[EXERCISE] Using the material below, copy every line where "screenshot" appears.

--- begin RECORD LIST ---

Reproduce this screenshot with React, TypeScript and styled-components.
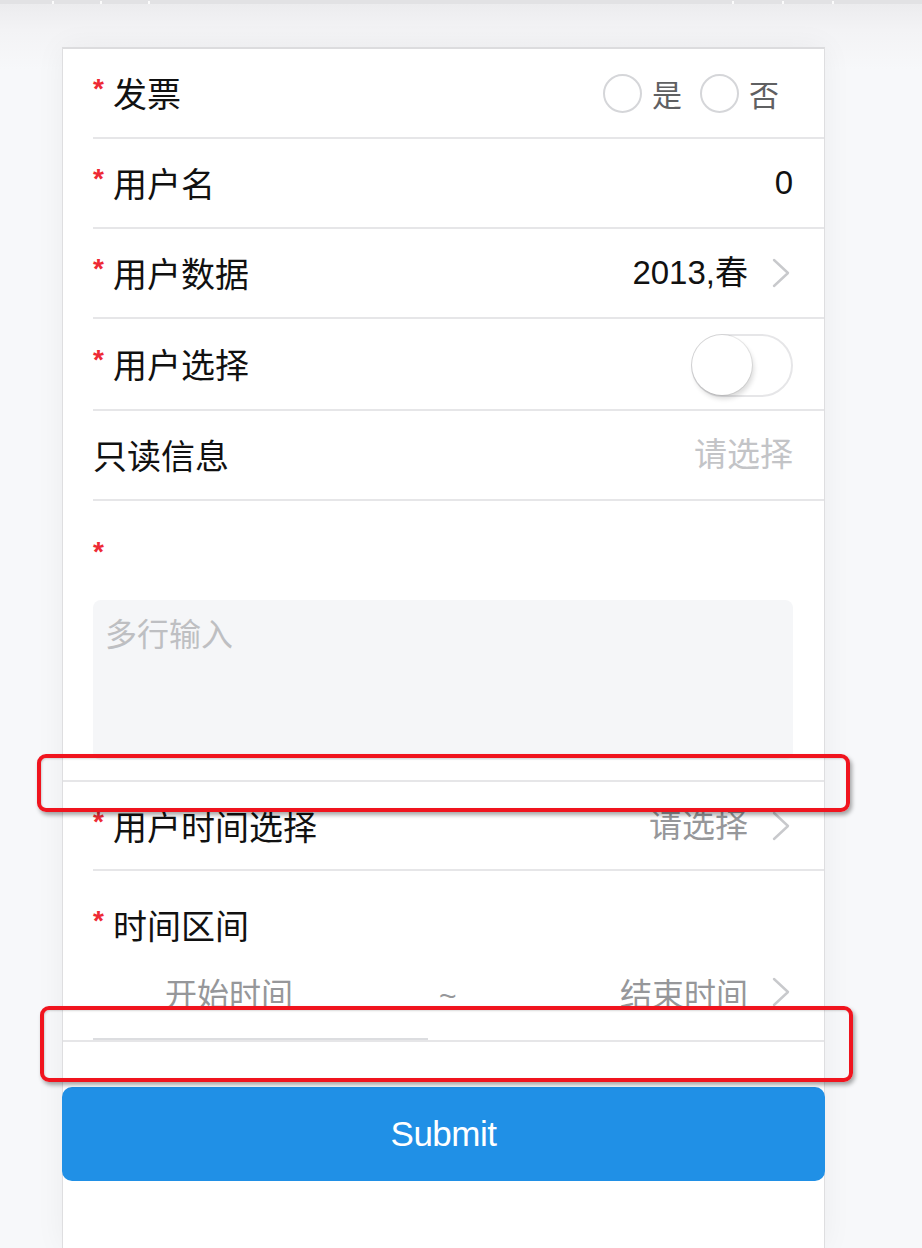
import React from "react";
import styled, { createGlobalStyle } from "styled-components";

const GlobalStyle = createGlobalStyle`
  html, body { margin: 0; padding: 0; }
  body {
    background: #f7f8fa;
    font-family: "Liberation Sans", "Noto Sans CJK SC", sans-serif;
    -webkit-font-smoothing: antialiased;
  }
  * { box-sizing: border-box; }
`;

const Page = styled.div`
  position: relative;
  width: 922px;
  min-height: 1248px;
  overflow: hidden;
  background: linear-gradient(#ebebed 0px, #f3f3f5 30px, #f7f8fa 70px);
`;

const TopBar = styled.div`
  height: 4px;
  background: #e2e2e4;
  display: flex;
  align-items: flex-end;
  padding: 0 88px 0 52px;
`;

const TickGroup = styled.div<{ $gap: number }>`
  display: flex;
  gap: ${(p) => p.$gap}px;
`;

const Tick = styled.span`
  width: 2px;
  height: 3px;
  background: #fbfbfb;
`;

const Spacer = styled.div`
  flex: 1;
`;

const Main = styled.div`
  padding: 43px 97px 0 62px;
`;

const Card = styled.div`
  background: #fff;
  border-top: 2px solid #dcdcde;
  border-left: 1px solid #dedee0;
  border-right: 1px solid #dedee0;
  box-shadow: 0 0 28px rgba(0, 0, 0, 0.05);
  min-height: 1201px;
`;

const Cell = styled.div<{ $h?: number }>`
  margin-left: 30px;
  padding-right: 31px;
  height: ${(p) => p.$h ?? 90}px;
  border-bottom: 2px solid #e6e6e8;
  display: flex;
  align-items: center;
  justify-content: space-between;
`;

const Label = styled.div`
  display: flex;
  align-items: center;
  min-height: 44px;
  font-size: 34px;
  line-height: 44px;
  color: #111;
  font-family: "Noto Sans CJK SC", sans-serif;
`;

const Required = styled.span`
  color: #ee2a34;
  font-size: 28px;
  font-weight: bold;
  width: 20px;
  line-height: 36px;
  margin-bottom: 8px;
  font-family: "Liberation Sans", sans-serif;
`;

const Value = styled.div<{ $tone?: "dark" | "mid" | "light" }>`
  display: flex;
  align-items: center;
  font-size: 33px;
  line-height: 44px;
  color: ${(p) =>
    p.$tone === "mid" ? "#96979a" : p.$tone === "light" ? "#c3c4c7" : "#111"};
`;

const RadioGroup = styled.div`
  display: flex;
  align-items: center;
  gap: 18px;
  margin-right: 14px;
`;

const RadioItem = styled.label`
  display: flex;
  align-items: center;
  gap: 10px;
  font-family: "Noto Sans CJK SC", sans-serif;
  font-size: 30px;
  color: #5f6062;
`;

const RadioCircle = styled.span`
  width: 39px;
  height: 39px;
  border-radius: 50%;
  border: 2px solid #d5d6d9;
`;

const SwitchTrack = styled.div`
  width: 102px;
  height: 63px;
  border-radius: 32px;
  border: 2px solid #e6e6e8;
  background: #fff;
  display: flex;
  align-items: center;
  margin-top: 2px;
`;

const SwitchKnob = styled.span`
  width: 60px;
  height: 60px;
  margin-left: -1px;
  border-radius: 50%;
  background: #fff;
  box-shadow: 0 0 0 1px rgba(0, 0, 0, 0.08), 2px 4px 5px rgba(0, 0, 0, 0.14);
`;

const ChevronSvg = styled.svg`
  width: 22px;
  height: 30px;
  margin-left: 23px;
  flex-shrink: 0;
`;

const Chevron = () => (
  <ChevronSvg viewBox="0 0 22 30">
    <polyline
      points="3,2 17,15 3,28"
      fill="none"
      stroke="#c8c9cc"
      strokeWidth="2.4"
      strokeLinecap="round"
      strokeLinejoin="round"
    />
  </ChevronSvg>
);

const TextareaField = styled.div`
  padding: 33px 31px 20px 30px;
  border-bottom: 2px solid #e6e6e8;
`;

const TextArea = styled.textarea`
  display: block;
  width: 100%;
  height: 160px;
  margin-top: 22px;
  border: none;
  outline: none;
  resize: none;
  border-radius: 8px;
  background: #f5f6f8;
  padding: 10px 12px;
  font-family: "Noto Sans CJK SC", sans-serif;
  font-size: 32px;
  line-height: 44px;
  &::placeholder {
    color: #bebfc2;
  }
`;

const RangeField = styled.div`
  padding-top: 32px;
  border-bottom: 2px solid #e6e6e8;
`;

const RangeLabel = styled(Label)`
  padding-left: 30px;
`;

const RangeRow = styled.div`
  margin: 23px 0 0 30px;
  padding-right: 31px;
  height: 70px;
  display: flex;
  align-items: flex-start;
`;

const RangeStart = styled.div`
  width: 335px;
  height: 70px;
  padding-left: 72px;
  border-bottom: 2px solid #dcdde0;
  font-family: "Noto Sans CJK SC", sans-serif;
  font-size: 32px;
  line-height: 44px;
  color: #96979a;
`;

const Tilde = styled.div`
  margin-left: 11px;
  margin-top: 4px;
  font-size: 30px;
  line-height: 44px;
  color: #96979a;
`;

const RangeEnd = styled.div`
  flex: 1;
  display: flex;
  justify-content: flex-end;
  align-items: center;
  height: 44px;
  font-family: "Noto Sans CJK SC", sans-serif;
  font-size: 32px;
  line-height: 44px;
  color: #96979a;
`;

const ButtonWrap = styled.div`
  padding-top: 45px;
  margin: 0 -1px;
`;

const SubmitButton = styled.button`
  display: block;
  width: 100%;
  height: 94px;
  border: none;
  border-radius: 10px;
  background: #2090e6;
  color: #fff;
  font-family: "Liberation Sans", sans-serif;
  font-size: 35px;
  letter-spacing: -0.5px;
`;

const Annotation = styled.div<{ $top: number; $left: number; $w: number; $h: number }>`
  position: absolute;
  top: ${(p) => p.$top}px;
  left: ${(p) => p.$left}px;
  width: ${(p) => p.$w}px;
  height: ${(p) => p.$h}px;
  border: 4px solid #f0141e;
  border-radius: 9px;
  box-shadow: 2px 3px 4px rgba(0, 0, 0, 0.35), inset 1px 1px 2px rgba(0, 0, 0, 0.15);
  pointer-events: none;
`;

export default function App() {
  return (
    <Page>
      <GlobalStyle />
      <TopBar>
        <TickGroup $gap={46}>
          <Tick />
          <Tick />
          <Tick />
        </TickGroup>
        <Spacer />
        <TickGroup $gap={48}>
          <Tick />
          <Tick />
          <Tick />
        </TickGroup>
      </TopBar>
      <Main>
        <Card>
          <Cell>
            <Label>
              <Required>*</Required>发票
            </Label>
            <RadioGroup>
              <RadioItem>
                <RadioCircle />是
              </RadioItem>
              <RadioItem>
                <RadioCircle />否
              </RadioItem>
            </RadioGroup>
          </Cell>
          <Cell>
            <Label>
              <Required>*</Required>用户名
            </Label>
            <Value>0</Value>
          </Cell>
          <Cell>
            <Label>
              <Required>*</Required>用户数据
            </Label>
            <Value>
              2013,春
              <Chevron />
            </Value>
          </Cell>
          <Cell $h={92}>
            <Label>
              <Required>*</Required>用户选择
            </Label>
            <SwitchTrack>
              <SwitchKnob />
            </SwitchTrack>
          </Cell>
          <Cell>
            <Label>只读信息</Label>
            <Value $tone="light">请选择</Value>
          </Cell>
          <TextareaField>
            <Label>
              <Required>*</Required>
            </Label>
            <TextArea placeholder="多行输入" />
          </TextareaField>
          <Cell $h={89}>
            <Label>
              <Required>*</Required>用户时间选择
            </Label>
            <Value $tone="mid">
              请选择
              <Chevron />
            </Value>
          </Cell>
          <RangeField>
            <RangeLabel>
              <Required>*</Required>时间区间
            </RangeLabel>
            <RangeRow>
              <RangeStart>开始时间</RangeStart>
              <Tilde>~</Tilde>
              <RangeEnd>
                结束时间
                <Chevron />
              </RangeEnd>
            </RangeRow>
          </RangeField>
          <ButtonWrap>
            <SubmitButton>Submit</SubmitButton>
          </ButtonWrap>
        </Card>
      </Main>
      <Annotation $top={754} $left={37} $w={813} $h={58} />
      <Annotation $top={1006} $left={40} $w={813} $h={76} />
    </Page>
  );
}
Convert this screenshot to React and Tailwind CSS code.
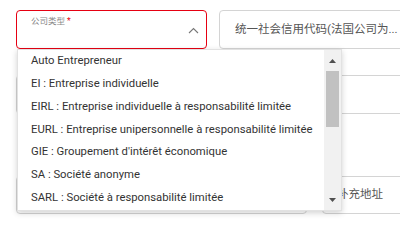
import React from "react";

const items = [
  "Auto Entrepreneur",
  "EI : Entreprise individuelle",
  "EIRL : Entreprise individuelle à responsabilité limitée",
  "EURL : Entreprise unipersonnelle à responsabilité limitée",
  "GIE : Groupement d'intérêt économique",
  "SA : Société anonyme",
  "SARL : Société à responsabilité limitée",
];

export default function App() {
  return (
    <div
      className="relative w-[400px] h-[226px] overflow-hidden bg-white"
      style={{ fontFamily: 'Roboto, "Noto Sans CJK SC", sans-serif' }}
    >
      <div className="flex flex-col pt-[10px] pl-[16px]">
        {/* row 1 */}
        <div className="flex gap-[12px] h-[39px]">
          <div className="relative w-[191px] shrink-0 rounded-[4px] border border-[#e60012] bg-white">
            <div className="absolute left-[14px] top-[6px] text-[8.5px] text-[#888] leading-none">
              公司类型<span className="text-[#e60012] ml-[2px]">*</span>
            </div>
            <svg className="absolute left-[171px] top-[16px]" width="11" height="7" viewBox="0 0 11 7">
              <path d="M1 6 L5.5 1.5 L10 6" fill="none" stroke="#777" strokeWidth="1.1" />
            </svg>
          </div>
          <div className="w-[220px] shrink-0 rounded-[4px] border border-[#d4d4d4] flex items-center pl-[15px] text-[11.5px] text-[#555] whitespace-nowrap">
            统一社会信用代码(法国公司为...
          </div>
        </div>
        {/* row 2 */}
        <div className="mt-[26px] h-[39px] w-[420px] rounded-[4px] border border-[#d4d4d4]"></div>
        {/* row 3 */}
        <div className="mt-[62px] flex gap-[15px] h-[38px]">
          <div className="w-[291px] shrink-0 rounded-[4px] border border-[#d4d4d4]"></div>
          <div className="w-[120px] shrink-0 rounded-[4px] border border-[#d4d4d4] flex items-center pl-[14px] text-[11.5px] text-[#555] whitespace-nowrap">
            补充地址
          </div>
        </div>
      </div>

      {/* dropdown */}
      <div className="absolute left-[17px] top-[49px] w-[325px] h-[162px] bg-white border border-[#e2e2e2] shadow-[0_2px_6px_rgba(0,0,0,0.18)] flex">
        <div className="flex-1 flex flex-col pl-[13px] pt-[0px]">
          {items.map((t) => (
            <div key={t} className="h-[23.2px] flex items-center text-[11.3px] text-[#333] whitespace-nowrap">
              {t}
            </div>
          ))}
        </div>
        <div className="w-[17px] h-full bg-[#f1f1f1] flex flex-col items-center">
          <div className="h-[21px] flex items-center justify-center">
            <svg width="7" height="4" viewBox="0 0 7 4"><path d="M0 4 L3.5 0 L7 4 Z" fill="#505050" /></svg>
          </div>
          <div className="w-[13px] h-[56px] bg-[#c1c1c1]"></div>
          <div className="flex-1"></div>
          <div className="h-[21px] flex items-center justify-center">
            <svg width="7" height="4" viewBox="0 0 7 4"><path d="M0 0 L3.5 4 L7 0 Z" fill="#505050" /></svg>
          </div>
        </div>
      </div>
    </div>
  );
}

--- end RECORD LIST ---

[OUTPUT OF THE TASK]
Reproduce this screenshot with React, TypeScript and styled-components.
Convert this screenshot to React and Tailwind CSS code.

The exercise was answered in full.